§ What to work on
Look over the lines below. Report each one that includes the string "components".

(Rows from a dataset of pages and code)
※ ※ ※

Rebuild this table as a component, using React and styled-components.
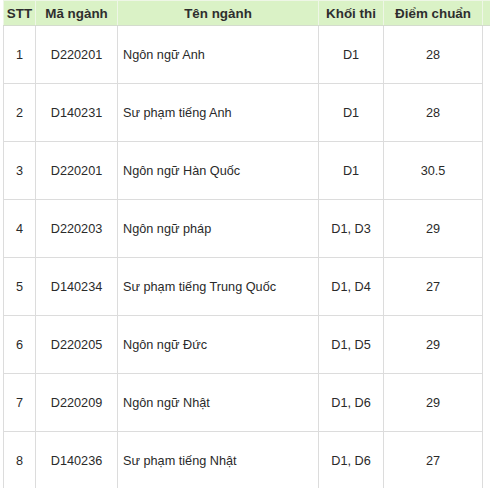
import React from 'react';
import styled, { createGlobalStyle } from 'styled-components';

const GlobalStyle = createGlobalStyle`
  html, body {
    margin: 0;
    padding: 0;
    background: #fff;
    overflow: hidden;
  }
  body {
    font-family: "Liberation Sans", Arial, sans-serif;
  }
`;

const Wrap = styled.div`
  width: 490px;
  height: 488px;
  overflow: hidden;
  padding-left: 3px;
`;

const Table = styled.table`
  border-collapse: collapse;
  table-layout: fixed;
  width: 560px;
  color: #333;
`;

const HeadCell = styled.th`
  background: #daf2c6;
  border: 1px solid #eef6e6;
  border-bottom-color: #d4dccd;
  height: 24px;
  padding: 0;
  font-size: 13.4px;
  font-weight: bold;
  text-align: center;
  color: #2e2e2e;
`;

const Cell = styled.td`
  border: 1px solid #dcdcdc;
  height: 57px;
  padding: 0 ${(p) => (p.left ? '5px' : '0')};
  font-size: 12.7px;
  text-align: ${(p) => (p.left ? 'left' : 'center')};
  vertical-align: middle;
  color: #2a2a2a;
`;

const EmptyCell = styled(Cell)`
  border-right: none;
  border-top: none;
  border-bottom: none;
`;

const rows = [
  ['1', 'D220201', 'Ngôn ngữ Anh', 'D1', '28'],
  ['2', 'D140231', 'Sư phạm tiếng Anh', 'D1', '28'],
  ['3', 'D220201', 'Ngôn ngữ Hàn Quốc', 'D1', '30.5'],
  ['4', 'D220203', 'Ngôn ngữ pháp', 'D1, D3', '29'],
  ['5', 'D140234', 'Sư phạm tiếng Trung Quốc', 'D1, D4', '27'],
  ['6', 'D220205', 'Ngôn ngữ Đức', 'D1, D5', '29'],
  ['7', 'D220209', 'Ngôn ngữ Nhật', 'D1, D6', '29'],
  ['8', 'D140236', 'Sư phạm tiếng Nhật', 'D1, D6', '27'],
];

export default function App() {
  return (
    <Wrap>
      <GlobalStyle />
      <Table>
        <colgroup>
          <col style={{ width: 32 }} />
          <col style={{ width: 82 }} />
          <col style={{ width: 201 }} />
          <col style={{ width: 65 }} />
          <col style={{ width: 99 }} />
          <col style={{ width: 81 }} />
        </colgroup>
        <thead>
          <tr>
            <HeadCell>STT</HeadCell>
            <HeadCell>Mã ngành</HeadCell>
            <HeadCell>Tên ngành</HeadCell>
            <HeadCell>Khối thi</HeadCell>
            <HeadCell>Điểm chuẩn</HeadCell>
            <HeadCell />
          </tr>
        </thead>
        <tbody>
          {rows.map((r, i) => (
            <tr key={i}>
              <Cell>{r[0]}</Cell>
              <Cell>{r[1]}</Cell>
              <Cell left>{r[2]}</Cell>
              <Cell>{r[3]}</Cell>
              <Cell>{r[4]}</Cell>
              <EmptyCell />
            </tr>
          ))}
        </tbody>
      </Table>
    </Wrap>
  );
}
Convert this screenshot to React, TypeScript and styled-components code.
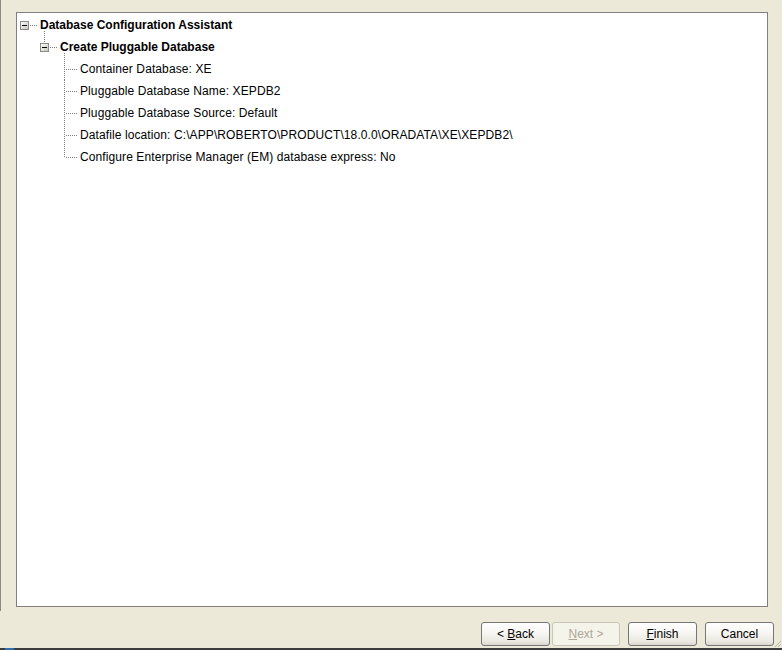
import React from "react";
import styled, { createGlobalStyle } from "styled-components";

const GlobalStyle = createGlobalStyle`
  html, body { margin: 0; padding: 0; background: #ece9d8; }
  body { font-family: "Liberation Sans", Arial, sans-serif; }
  * { box-sizing: border-box; }
`;

const Window = styled.div`
  width: 782px;
  height: 650px;
  background: #ece9d8;
  display: flex;
  flex-direction: column;
  overflow: hidden;
  position: relative;
`;

const Body = styled.div`
  height: 611px;
  border-left: 1px solid #8a8a8a;
  padding: 12px 14px 0 15px;
`;

const Panel = styled.div`
  width: 752px;
  height: 595px;
  border: 1px solid #808080;
  background: #ffffff;
  display: flex;
  flex-direction: column;
  padding-top: 1px;
`;

const Row = styled.div<{ $level: number }>`
  display: flex;
  align-items: center;
  height: 22px;
  padding-left: ${(p) => 3 + p.$level * 20}px;
`;

const Label = styled.span<{ $bold?: boolean }>`
  font-family: "Liberation Sans", Arial, sans-serif;
  font-size: 12px;
  font-weight: ${(p) => (p.$bold ? 700 : 400)};
  letter-spacing: ${(p) => (p.$bold ? "0" : "0.1px")};
  color: #000;
  white-space: nowrap;
  line-height: 14px;
`;

const Gutter = styled.svg`
  flex: none;
  width: 20px;
  height: 22px;
  overflow: visible;
  display: block;
`;

const Footer = styled.div`
  height: 37px;
  display: flex;
  justify-content: flex-end;
  align-items: flex-start;
  padding: 11px 8px 0 0;
`;

const Button = styled.button<{ $w: number; $ml: number }>`
  width: ${(p) => p.$w}px;
  height: 24px;
  margin-left: ${(p) => p.$ml}px;
  padding: 0;
  border: 1px solid #767676;
  border-radius: 3px;
  background: linear-gradient(#ffffff 0%, #f7f6f2 45%, #e9e7df 85%, #d9d6cc 100%);
  font-family: "Liberation Sans", Arial, sans-serif;
  font-size: 12px;
  color: #000;
  display: flex;
  align-items: center;
  justify-content: center;
  &:disabled {
    border-color: #c9c7ba;
    background: #f5f4ea;
    color: #aca899;
  }
`;

const Mn = styled.span`
  text-decoration: underline;
  text-underline-offset: 1px;
`;

const Strip = styled.div`
  height: 2px;
  background: #3c3c3c;
  display: flex;
  padding-left: 5px;
`;

const StripBlue = styled.div`
  width: 9px;
  height: 2px;
  background: #2f6fb0;
`;

const Grip = styled.svg`
  position: absolute;
  right: 0;
  bottom: 2px;
  width: 8px;
  height: 8px;
`;

const DOT = "#808080";

const BoxIcon: React.FC = () => (
  <>
    <defs>
      <linearGradient id="bx" x1="0" y1="0" x2="1" y2="1">
        <stop offset="0" stopColor="#ffffff" />
        <stop offset="1" stopColor="#c6c3b6" />
      </linearGradient>
    </defs>
    <rect x="0.5" y="7.5" width="8" height="8" fill="url(#bx)" stroke="#8a8a8a" shapeRendering="crispEdges" />
    <line x1="2" y1="11.5" x2="7" y2="11.5" stroke="#000" shapeRendering="crispEdges" />
  </>
);

const Dotted: React.FC<{ x1: number; y1: number; x2: number; y2: number }> = (p) => (
  <line {...p} stroke={DOT} strokeDasharray="1 1" shapeRendering="crispEdges" />
);

const RootGutter: React.FC = () => (
  <Gutter viewBox="0 0 20 22">
    <BoxIcon />
    <Dotted x1={10} y1={11.5} x2={18} y2={11.5} />
  </Gutter>
);

const ChildGutter: React.FC = () => (
  <Gutter viewBox="0 0 20 22">
    <Dotted x1={4.5} y1={-5} x2={4.5} y2={7} />
    <BoxIcon />
    <Dotted x1={10} y1={11.5} x2={18} y2={11.5} />
  </Gutter>
);

const LeafGutter: React.FC<{ first?: boolean; last?: boolean }> = ({ first, last }) => (
  <Gutter viewBox="0 0 20 22">
    <Dotted x1={4.5} y1={first ? -5 : 0} x2={4.5} y2={last ? 12 : 22} />
    <Dotted x1={6} y1={11.5} x2={17} y2={11.5} />
  </Gutter>
);

const leaves = [
  "Container Database: XE",
  "Pluggable Database Name: XEPDB2",
  "Pluggable Database Source: Default",
  "Datafile location: C:\\APP\\ROBERTO\\PRODUCT\\18.0.0\\ORADATA\\XE\\XEPDB2\\",
  "Configure Enterprise Manager (EM) database express: No",
];

export default function App() {
  return (
    <Window>
      <GlobalStyle />
      <Body>
        <Panel>
          <Row $level={0}>
            <RootGutter />
            <Label $bold>Database Configuration Assistant</Label>
          </Row>
          <Row $level={1}>
            <ChildGutter />
            <Label $bold>Create Pluggable Database</Label>
          </Row>
          {leaves.map((t, i) => (
            <Row $level={2} key={t}>
              <LeafGutter first={i === 0} last={i === leaves.length - 1} />
              <Label>{t}</Label>
            </Row>
          ))}
        </Panel>
      </Body>
      <Footer>
        <Button $w={69} $ml={0}>
          &lt;&nbsp;<Mn>B</Mn>ack
        </Button>
        <Button $w={68} $ml={2} disabled>
          <Mn>N</Mn>ext&nbsp;&gt;
        </Button>
        <Button $w={69} $ml={8}>
          <Mn>F</Mn>inish
        </Button>
        <Button $w={69} $ml={8}>
          Cancel
        </Button>
      </Footer>
      <Strip>
        <StripBlue />
      </Strip>
      <Grip viewBox="0 0 8 8">
        <line x1="7" y1="1" x2="1" y2="7" stroke="#b5b2a4" />
        <line x1="7" y1="4" x2="4" y2="7" stroke="#b5b2a4" />
      </Grip>
    </Window>
  );
}
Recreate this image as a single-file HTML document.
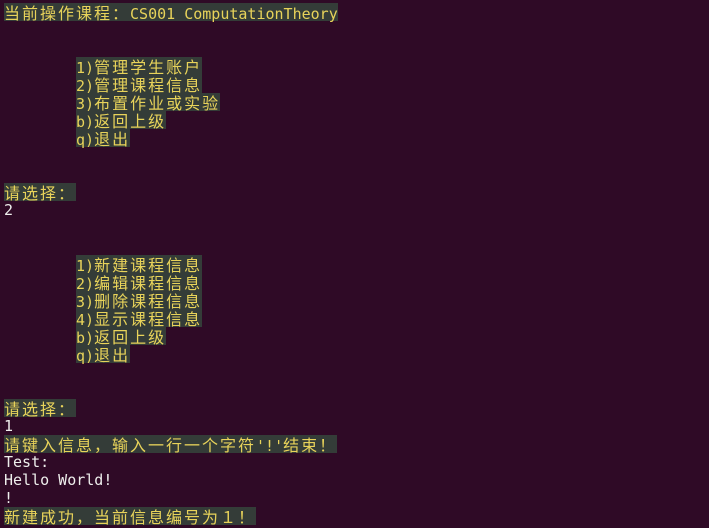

※ ※ ※

§ Output for this exercise
Rebuild this table as a component, using React and styled-components.
import styled, { createGlobalStyle } from 'styled-components';
Convert this screenshot to React, TypeScript and styled-components code.
import styled, { createGlobalStyle } from "styled-components";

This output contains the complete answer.